→ **Exercise goal**
Pictures don't belong in the copy; print all the records exactly.
* begin Records *
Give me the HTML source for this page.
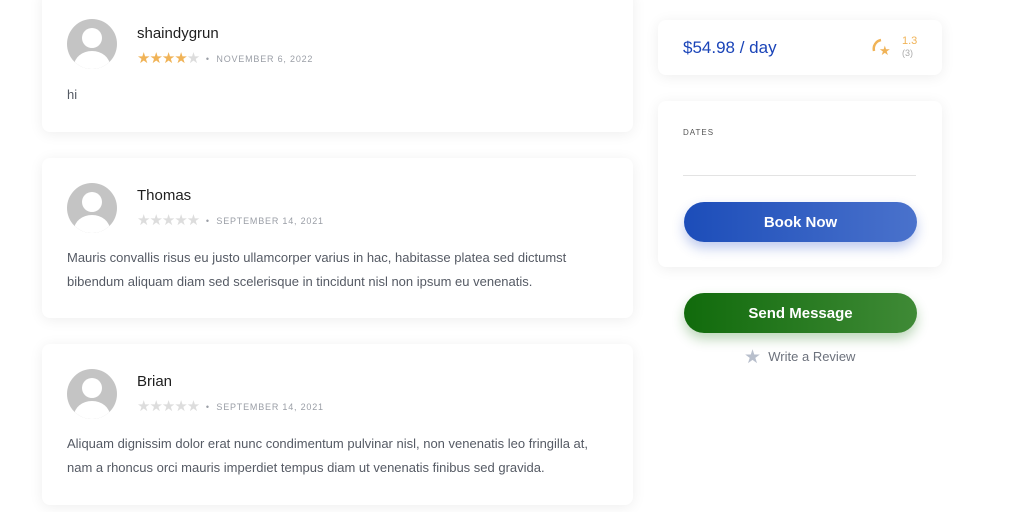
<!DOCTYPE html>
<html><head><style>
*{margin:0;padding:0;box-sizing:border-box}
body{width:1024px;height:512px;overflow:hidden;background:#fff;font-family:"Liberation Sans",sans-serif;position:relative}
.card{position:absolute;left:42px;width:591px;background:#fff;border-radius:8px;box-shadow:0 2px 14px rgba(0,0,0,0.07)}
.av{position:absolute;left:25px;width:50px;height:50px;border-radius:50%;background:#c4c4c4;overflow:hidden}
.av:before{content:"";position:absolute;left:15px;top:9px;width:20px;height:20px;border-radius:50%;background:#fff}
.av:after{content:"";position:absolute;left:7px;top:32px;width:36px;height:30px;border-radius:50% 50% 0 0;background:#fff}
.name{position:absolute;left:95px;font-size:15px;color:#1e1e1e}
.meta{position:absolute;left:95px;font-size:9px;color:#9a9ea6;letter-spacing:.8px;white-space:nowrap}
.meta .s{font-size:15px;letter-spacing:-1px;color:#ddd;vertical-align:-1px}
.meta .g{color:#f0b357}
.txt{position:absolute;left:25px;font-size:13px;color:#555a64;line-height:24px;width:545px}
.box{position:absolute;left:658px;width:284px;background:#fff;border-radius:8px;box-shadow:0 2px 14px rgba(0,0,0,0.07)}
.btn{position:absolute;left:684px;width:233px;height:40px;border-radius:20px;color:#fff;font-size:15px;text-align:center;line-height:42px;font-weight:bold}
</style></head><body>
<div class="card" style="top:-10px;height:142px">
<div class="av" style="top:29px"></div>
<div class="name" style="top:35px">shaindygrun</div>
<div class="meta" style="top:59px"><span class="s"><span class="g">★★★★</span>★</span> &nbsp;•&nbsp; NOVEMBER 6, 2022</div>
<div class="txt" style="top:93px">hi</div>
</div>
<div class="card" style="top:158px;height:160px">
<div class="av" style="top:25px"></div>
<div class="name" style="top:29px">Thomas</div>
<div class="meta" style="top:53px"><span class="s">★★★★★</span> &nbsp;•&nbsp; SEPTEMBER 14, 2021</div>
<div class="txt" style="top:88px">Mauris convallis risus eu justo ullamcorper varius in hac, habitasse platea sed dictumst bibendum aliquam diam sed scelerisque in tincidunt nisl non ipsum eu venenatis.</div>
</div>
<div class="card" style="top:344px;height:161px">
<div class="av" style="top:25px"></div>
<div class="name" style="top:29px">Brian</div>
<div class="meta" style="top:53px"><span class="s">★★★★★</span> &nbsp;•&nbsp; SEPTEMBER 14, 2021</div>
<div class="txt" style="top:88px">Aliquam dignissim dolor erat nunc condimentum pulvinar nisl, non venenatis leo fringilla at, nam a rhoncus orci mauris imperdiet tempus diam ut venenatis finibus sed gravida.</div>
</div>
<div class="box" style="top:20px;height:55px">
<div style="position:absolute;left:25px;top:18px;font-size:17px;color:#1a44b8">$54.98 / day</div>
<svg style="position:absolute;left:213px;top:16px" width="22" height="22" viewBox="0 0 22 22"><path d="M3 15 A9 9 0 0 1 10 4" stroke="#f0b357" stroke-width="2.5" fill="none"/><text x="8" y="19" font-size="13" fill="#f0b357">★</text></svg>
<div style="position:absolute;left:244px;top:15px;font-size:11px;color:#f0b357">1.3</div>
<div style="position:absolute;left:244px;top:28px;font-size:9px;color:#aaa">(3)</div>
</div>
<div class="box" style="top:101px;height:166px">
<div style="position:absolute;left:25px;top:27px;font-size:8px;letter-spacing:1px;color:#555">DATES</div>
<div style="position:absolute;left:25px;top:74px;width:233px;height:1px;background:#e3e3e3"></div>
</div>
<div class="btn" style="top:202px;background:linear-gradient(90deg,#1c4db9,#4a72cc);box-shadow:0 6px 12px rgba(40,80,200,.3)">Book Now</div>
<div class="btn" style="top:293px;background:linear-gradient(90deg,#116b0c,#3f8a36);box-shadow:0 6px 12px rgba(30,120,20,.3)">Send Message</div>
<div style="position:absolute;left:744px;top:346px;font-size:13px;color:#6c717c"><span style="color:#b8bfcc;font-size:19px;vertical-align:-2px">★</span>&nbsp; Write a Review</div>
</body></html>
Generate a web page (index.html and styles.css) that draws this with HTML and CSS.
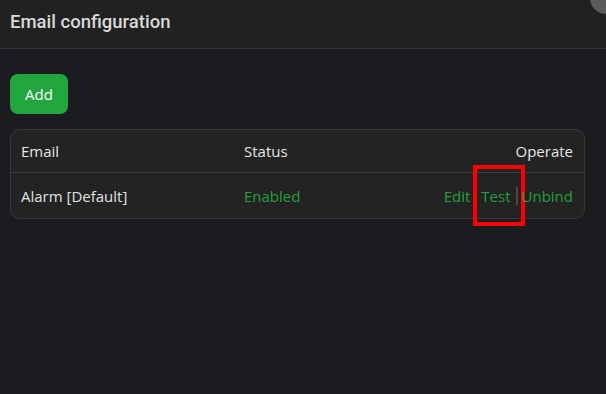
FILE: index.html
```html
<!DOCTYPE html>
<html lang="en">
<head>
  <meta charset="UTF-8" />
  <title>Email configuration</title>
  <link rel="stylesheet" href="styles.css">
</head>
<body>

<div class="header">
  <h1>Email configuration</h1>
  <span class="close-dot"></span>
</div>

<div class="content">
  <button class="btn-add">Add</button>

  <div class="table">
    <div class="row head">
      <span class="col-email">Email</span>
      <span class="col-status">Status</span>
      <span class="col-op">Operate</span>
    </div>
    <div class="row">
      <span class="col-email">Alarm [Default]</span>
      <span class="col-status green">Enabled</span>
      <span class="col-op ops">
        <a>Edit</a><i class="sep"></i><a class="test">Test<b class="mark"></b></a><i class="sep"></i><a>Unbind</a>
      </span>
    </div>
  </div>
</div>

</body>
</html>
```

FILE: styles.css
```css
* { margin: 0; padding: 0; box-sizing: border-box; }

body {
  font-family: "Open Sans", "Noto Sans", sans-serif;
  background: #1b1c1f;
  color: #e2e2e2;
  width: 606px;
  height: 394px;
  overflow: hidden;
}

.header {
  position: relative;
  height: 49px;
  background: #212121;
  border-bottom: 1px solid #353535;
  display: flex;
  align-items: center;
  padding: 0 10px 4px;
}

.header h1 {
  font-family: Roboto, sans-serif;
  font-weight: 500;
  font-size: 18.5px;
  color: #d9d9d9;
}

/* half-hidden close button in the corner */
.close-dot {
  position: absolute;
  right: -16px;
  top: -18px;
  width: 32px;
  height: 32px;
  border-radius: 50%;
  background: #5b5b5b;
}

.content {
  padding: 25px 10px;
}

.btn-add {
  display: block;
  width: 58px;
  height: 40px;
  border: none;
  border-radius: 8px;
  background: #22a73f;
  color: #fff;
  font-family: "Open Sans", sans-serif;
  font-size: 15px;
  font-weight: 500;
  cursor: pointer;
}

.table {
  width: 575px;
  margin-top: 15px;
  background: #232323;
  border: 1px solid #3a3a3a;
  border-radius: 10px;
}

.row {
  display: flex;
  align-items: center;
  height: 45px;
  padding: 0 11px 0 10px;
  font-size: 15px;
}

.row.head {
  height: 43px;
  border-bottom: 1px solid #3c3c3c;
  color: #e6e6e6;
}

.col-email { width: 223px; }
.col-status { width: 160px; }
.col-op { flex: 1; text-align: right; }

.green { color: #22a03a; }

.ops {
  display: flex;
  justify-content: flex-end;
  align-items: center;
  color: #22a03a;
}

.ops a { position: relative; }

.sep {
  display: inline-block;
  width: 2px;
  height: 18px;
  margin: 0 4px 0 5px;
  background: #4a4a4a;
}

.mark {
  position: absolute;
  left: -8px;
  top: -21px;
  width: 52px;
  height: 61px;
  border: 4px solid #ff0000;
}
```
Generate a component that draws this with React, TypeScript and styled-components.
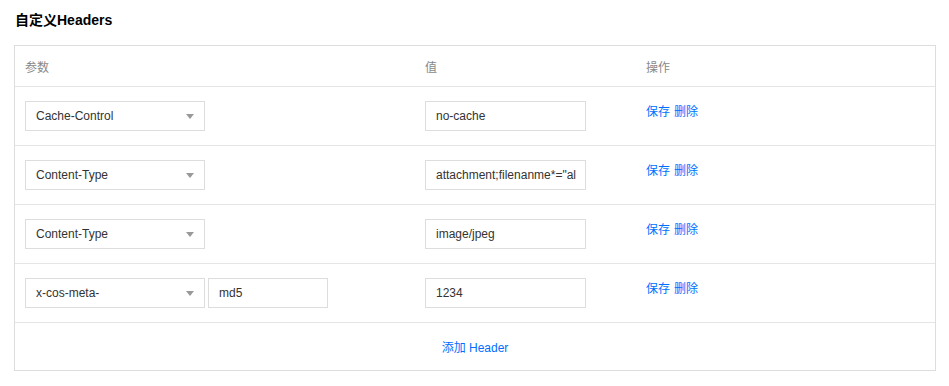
* end Records *
→ **Response below**
Give me the HTML source for this page.
<!DOCTYPE html>
<html><head><style>
*{margin:0;padding:0;box-sizing:border-box}
body{width:1024px;height:512px;overflow:hidden;background:#fff;font-family:"Liberation Sans",sans-serif;position:relative}
.card{position:absolute;left:42px;width:591px;background:#fff;border-radius:8px;box-shadow:0 2px 14px rgba(0,0,0,0.07)}
.av{position:absolute;left:25px;width:50px;height:50px;border-radius:50%;background:#c4c4c4;overflow:hidden}
.av:before{content:"";position:absolute;left:15px;top:9px;width:20px;height:20px;border-radius:50%;background:#fff}
.av:after{content:"";position:absolute;left:7px;top:32px;width:36px;height:30px;border-radius:50% 50% 0 0;background:#fff}
.name{position:absolute;left:95px;font-size:15px;color:#1e1e1e}
.meta{position:absolute;left:95px;font-size:9px;color:#9a9ea6;letter-spacing:.8px;white-space:nowrap}
.meta .s{font-size:15px;letter-spacing:-1px;color:#ddd;vertical-align:-1px}
.meta .g{color:#f0b357}
.txt{position:absolute;left:25px;font-size:13px;color:#555a64;line-height:24px;width:545px}
.box{position:absolute;left:658px;width:284px;background:#fff;border-radius:8px;box-shadow:0 2px 14px rgba(0,0,0,0.07)}
.btn{position:absolute;left:684px;width:233px;height:40px;border-radius:20px;color:#fff;font-size:15px;text-align:center;line-height:42px;font-weight:bold}
</style></head><body>
<div class="card" style="top:-10px;height:142px">
<div class="av" style="top:29px"></div>
<div class="name" style="top:35px">shaindygrun</div>
<div class="meta" style="top:59px"><span class="s"><span class="g">★★★★</span>★</span> &nbsp;•&nbsp; NOVEMBER 6, 2022</div>
<div class="txt" style="top:93px">hi</div>
</div>
<div class="card" style="top:158px;height:160px">
<div class="av" style="top:25px"></div>
<div class="name" style="top:29px">Thomas</div>
<div class="meta" style="top:53px"><span class="s">★★★★★</span> &nbsp;•&nbsp; SEPTEMBER 14, 2021</div>
<div class="txt" style="top:88px">Mauris convallis risus eu justo ullamcorper varius in hac, habitasse platea sed dictumst bibendum aliquam diam sed scelerisque in tincidunt nisl non ipsum eu venenatis.</div>
</div>
<div class="card" style="top:344px;height:161px">
<div class="av" style="top:25px"></div>
<div class="name" style="top:29px">Brian</div>
<div class="meta" style="top:53px"><span class="s">★★★★★</span> &nbsp;•&nbsp; SEPTEMBER 14, 2021</div>
<div class="txt" style="top:88px">Aliquam dignissim dolor erat nunc condimentum pulvinar nisl, non venenatis leo fringilla at, nam a rhoncus orci mauris imperdiet tempus diam ut venenatis finibus sed gravida.</div>
</div>
<div class="box" style="top:20px;height:55px">
<div style="position:absolute;left:25px;top:18px;font-size:17px;color:#1a44b8">$54.98 / day</div>
<svg style="position:absolute;left:213px;top:16px" width="22" height="22" viewBox="0 0 22 22"><path d="M3 15 A9 9 0 0 1 10 4" stroke="#f0b357" stroke-width="2.5" fill="none"/><text x="8" y="19" font-size="13" fill="#f0b357">★</text></svg>
<div style="position:absolute;left:244px;top:15px;font-size:11px;color:#f0b357">1.3</div>
<div style="position:absolute;left:244px;top:28px;font-size:9px;color:#aaa">(3)</div>
</div>
<div class="box" style="top:101px;height:166px">
<div style="position:absolute;left:25px;top:27px;font-size:8px;letter-spacing:1px;color:#555">DATES</div>
<div style="position:absolute;left:25px;top:74px;width:233px;height:1px;background:#e3e3e3"></div>
</div>
<div class="btn" style="top:202px;background:linear-gradient(90deg,#1c4db9,#4a72cc);box-shadow:0 6px 12px rgba(40,80,200,.3)">Book Now</div>
<div class="btn" style="top:293px;background:linear-gradient(90deg,#116b0c,#3f8a36);box-shadow:0 6px 12px rgba(30,120,20,.3)">Send Message</div>
<div style="position:absolute;left:744px;top:346px;font-size:13px;color:#6c717c"><span style="color:#b8bfcc;font-size:19px;vertical-align:-2px">★</span>&nbsp; Write a Review</div>
</body></html>
Generate a web page (index.html and styles.css) that draws this with HTML and CSS.
FILE: index.html
```html
<!DOCTYPE html>
<html lang="en">
<head>
  <meta charset="UTF-8" />
  <title>Email configuration</title>
  <link rel="stylesheet" href="styles.css">
</head>
<body>

<div class="header">
  <h1>Email configuration</h1>
  <span class="close-dot"></span>
</div>

<div class="content">
  <button class="btn-add">Add</button>

  <div class="table">
    <div class="row head">
      <span class="col-email">Email</span>
      <span class="col-status">Status</span>
      <span class="col-op">Operate</span>
    </div>
    <div class="row">
      <span class="col-email">Alarm [Default]</span>
      <span class="col-status green">Enabled</span>
      <span class="col-op ops">
        <a>Edit</a><i class="sep"></i><a class="test">Test<b class="mark"></b></a><i class="sep"></i><a>Unbind</a>
      </span>
    </div>
  </div>
</div>

</body>
</html>
```

FILE: styles.css
```css
* { margin: 0; padding: 0; box-sizing: border-box; }

body {
  font-family: "Open Sans", "Noto Sans", sans-serif;
  background: #1b1c1f;
  color: #e2e2e2;
  width: 606px;
  height: 394px;
  overflow: hidden;
}

.header {
  position: relative;
  height: 49px;
  background: #212121;
  border-bottom: 1px solid #353535;
  display: flex;
  align-items: center;
  padding: 0 10px 4px;
}

.header h1 {
  font-family: Roboto, sans-serif;
  font-weight: 500;
  font-size: 18.5px;
  color: #d9d9d9;
}

/* half-hidden close button in the corner */
.close-dot {
  position: absolute;
  right: -16px;
  top: -18px;
  width: 32px;
  height: 32px;
  border-radius: 50%;
  background: #5b5b5b;
}

.content {
  padding: 25px 10px;
}

.btn-add {
  display: block;
  width: 58px;
  height: 40px;
  border: none;
  border-radius: 8px;
  background: #22a73f;
  color: #fff;
  font-family: "Open Sans", sans-serif;
  font-size: 15px;
  font-weight: 500;
  cursor: pointer;
}

.table {
  width: 575px;
  margin-top: 15px;
  background: #232323;
  border: 1px solid #3a3a3a;
  border-radius: 10px;
}

.row {
  display: flex;
  align-items: center;
  height: 45px;
  padding: 0 11px 0 10px;
  font-size: 15px;
}

.row.head {
  height: 43px;
  border-bottom: 1px solid #3c3c3c;
  color: #e6e6e6;
}

.col-email { width: 223px; }
.col-status { width: 160px; }
.col-op { flex: 1; text-align: right; }

.green { color: #22a03a; }

.ops {
  display: flex;
  justify-content: flex-end;
  align-items: center;
  color: #22a03a;
}

.ops a { position: relative; }

.sep {
  display: inline-block;
  width: 2px;
  height: 18px;
  margin: 0 4px 0 5px;
  background: #4a4a4a;
}

.mark {
  position: absolute;
  left: -8px;
  top: -21px;
  width: 52px;
  height: 61px;
  border: 4px solid #ff0000;
}
```
Generate a component that draws this with React, TypeScript and styled-components.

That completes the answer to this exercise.